Aug 27 2014

How to Deal with Mobile Insecurity

App management and user training are key building blocks to an effective security strategy.

Mobile technology is still in its infancy, and use cases for mobile in the enterprise are constantly evolving. However, security threats are evolving too. As ­employees find more ways to connect and share data, more cracks in the mobile enterprise armor are exposed. Mobile security is anything but fix-it-and-forget-it; businesses have to keep up if they want to keep safe.

Many IT administrators still think requiring a password and the ability to remotely wipe devices — features traditionally delivered as mobile device management — constitute adequate security. But the security threats that mobile devices face have moved far beyond the protection level of traditional MDM. Now, an effective mobile security strategy must include mobile application management and thorough user training.

Threats at the App Level

Mobile apps, with their ease of installation, provide a new vector for risk. The ease of installation of mobile apps greatly increases the number of doors through which malware can enter the enterprise. Mobile app stores go a long way to help prevent malware, but they cannot provide bulletproof protection. The Apple and Google app stores perform some level of security and compliance verification. However, users are still free to download and install apps from unknown sources.

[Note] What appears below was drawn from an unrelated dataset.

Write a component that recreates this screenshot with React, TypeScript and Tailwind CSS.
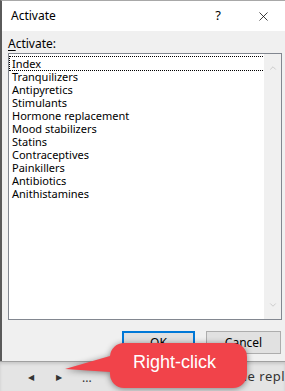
import { ChevronUp, ChevronDown, X } from 'lucide-react';

const ITEMS = [
  'Index',
  'Tranquilizers',
  'Antipyretics',
  'Stimulants',
  'Hormone replacement',
  'Mood stabilizers',
  'Statins',
  'Contraceptives',
  'Painkillers',
  'Antibiotics',
  'Anithistamines',
];

const Balloon = () => (
  <div className="absolute left-[60px] top-[338px] w-[195px] h-[53px]">
    <svg width="195" height="53" viewBox="0 0 195 53" className="absolute inset-0 drop-shadow-[0_1px_3px_rgba(0,0,0,0.45)]">
      <path
        d="M64 5 H173 A14 14 0 0 1 187 19 V36 A14 14 0 0 1 173 50 H64 A14 14 0 0 1 50 36 V34 L5 31 L50 18 A14 14 0 0 1 64 5 Z"
        fill="#f1434a"
      />
    </svg>
    <span className="absolute left-[73px] top-[12px] text-[18px] leading-[24px] text-white font-['Liberation_Sans',sans-serif]">
      Right-click
    </span>
  </div>
);

export default function App() {
  return (
    <div className="relative w-[285px] h-[391px] overflow-hidden bg-[#e6e6e6] font-['Noto_Sans',sans-serif] text-black">
      <div className="flex flex-col h-[361px] border-l-2 border-t border-l-[#5a5a5a] border-t-[#a8a8a8]">
        <div className="flex items-center h-[30px] bg-white pl-[9px] text-[12px]">
          <span>Activate</span>
          <span className="ml-auto mr-[35px] text-[13px]">?</span>
          <X size={15} strokeWidth={1.2} className="mr-[14px]" />
        </div>
        <div className="flex-1 bg-[#f0f0f0] pl-[6px] pr-[3px] pt-[5px]">
          <div className="text-[12px] leading-[16px] h-[16px]">
            <span className="underline underline-offset-2">A</span>ctivate:
          </div>
          <div className="mt-[1px] flex h-[267px] border border-[#828790] bg-white">
            <div className="flex-1 pl-[1px] pt-[3px]">
              {ITEMS.map((item, i) => (
                <div
                  key={item}
                  className={`h-[13px] leading-[13px] pl-[2px] text-[11px] ${i === 0 ? 'outline-1 outline-dotted outline-black' : ''}`}
                >
                  {item}
                </div>
              ))}
            </div>
            <div className="w-[17px] bg-[#f0f0f0] flex flex-col items-center justify-between py-[9px]">
              <ChevronUp size={10} strokeWidth={2} className="text-[#c4c4c4]" />
              <ChevronDown size={10} strokeWidth={2} className="text-[#c4c4c4]" />
            </div>
          </div>
          <div className="flex justify-end gap-[11px] mt-[11px] pr-[1px] text-[12px]">
            <button className="w-[73px] h-[23px] border-2 border-[#0078d7] bg-[#e1e1e1]">OK</button>
            <button className="w-[75px] h-[23px] border border-[#adadad] bg-[#e1e1e1]">Cancel</button>
          </div>
        </div>
      </div>
      <div className="flex items-center h-[30px] border-t border-[#a0a0a0] bg-[#e4e4e4] text-[#333] shadow-[inset_0_2px_3px_rgba(0,0,0,0.12)] whitespace-nowrap">
        <span className="ml-[28px] text-[8px]">◀</span>
        <span className="ml-[22px] text-[8px]">▶</span>
        <span className="ml-[20px] text-[12px] leading-none mt-[3px]">...</span>
        <div className="ml-[9px] w-px h-full bg-[#b0b0b0]" />
        <span className="ml-[93px] text-[13px] tracking-[0.5px]">Hormone replacement</span>
      </div>
      <Balloon />
    </div>
  );
}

Another security hole comes from the data that mobile apps may access during normal operation. Many apps use data that resides on a device, such as contact information, as part of legitimate functionality. But when keeping client contact information confidential is of utmost importance to the organization, access to this data could be considered a major privacy violation.

The Inside Threat

The most dire threat, however, comes from an organization’s own end users. The data breaches that these users perpetrate usually are innocent intrusions done in the name of productivity, but they can have damaging and far-reaching effects.

Email is the most obvious path for sharing company data. To address this threat, IT administrators can limit the size of email messages. But users are savvy enough to look for other places to push larger files, such as Box and Dropbox. These cloud-based file-­sharing services are also squarely outside the corporate firewall and control. Once this data has left the enterprise network, it is almost impossible to get it back — or even to know where it has gone or who has seen it.

Getting Off to a Good, Secure Start

With the amount of control in end-users’ hands, it is easy to see why mobility in the enterprise pushes IT administrators well beyond their comfort zone for network security.

First and foremost, a successful mobile strategy starts with the right attitude. IT administrators have to see end users as part of the solution, not the problem. Employees and the apps they use are the new front lines of the enterprise network.

IT managers have to guide not only the technology but also the user base.User education is an important element of security. The IT department should explain to users why certain actions are more secure than others. The IT staff can deliver this information via email, mobile policy documents or education sessions such as learning lunches.

To help manage mobile apps, IT administrators can use mobile application management solutions, which consist of several key components. An enterprise app store for managing app deployments and blacklisting, licensing and updating apps is essential to any MAM solution. MAM also should allow the IT department to control specific features of apps.

Many MAM solutions provide a secure method of sharing company data and files that can be managed through the entire lifecycle. Finally, an effective MAM solution should allow an IT administrator to apply policy to mobile usage, such as allowing or denying specific app features.

A word of caution: Even though MAM solutions give IT staff the ability to restrict apps and capabilities, admins should be careful to not clamp down too tightly. Many IT administrators tend to overreact when it comes to mobile security, which could backfire with users who may find alternate avenues to get around restrictions. A better strategy is for IT administrators to cooperate with end users to create scenarios that help them get their jobs done.

An educated workforce that has been provided with a flexible MAM solution generally is willing to work with IT staff. Helping employees develop secure mobile habits with the assistance of MAM will be a company’s best line of defense in an ever-evolving mobile landscape.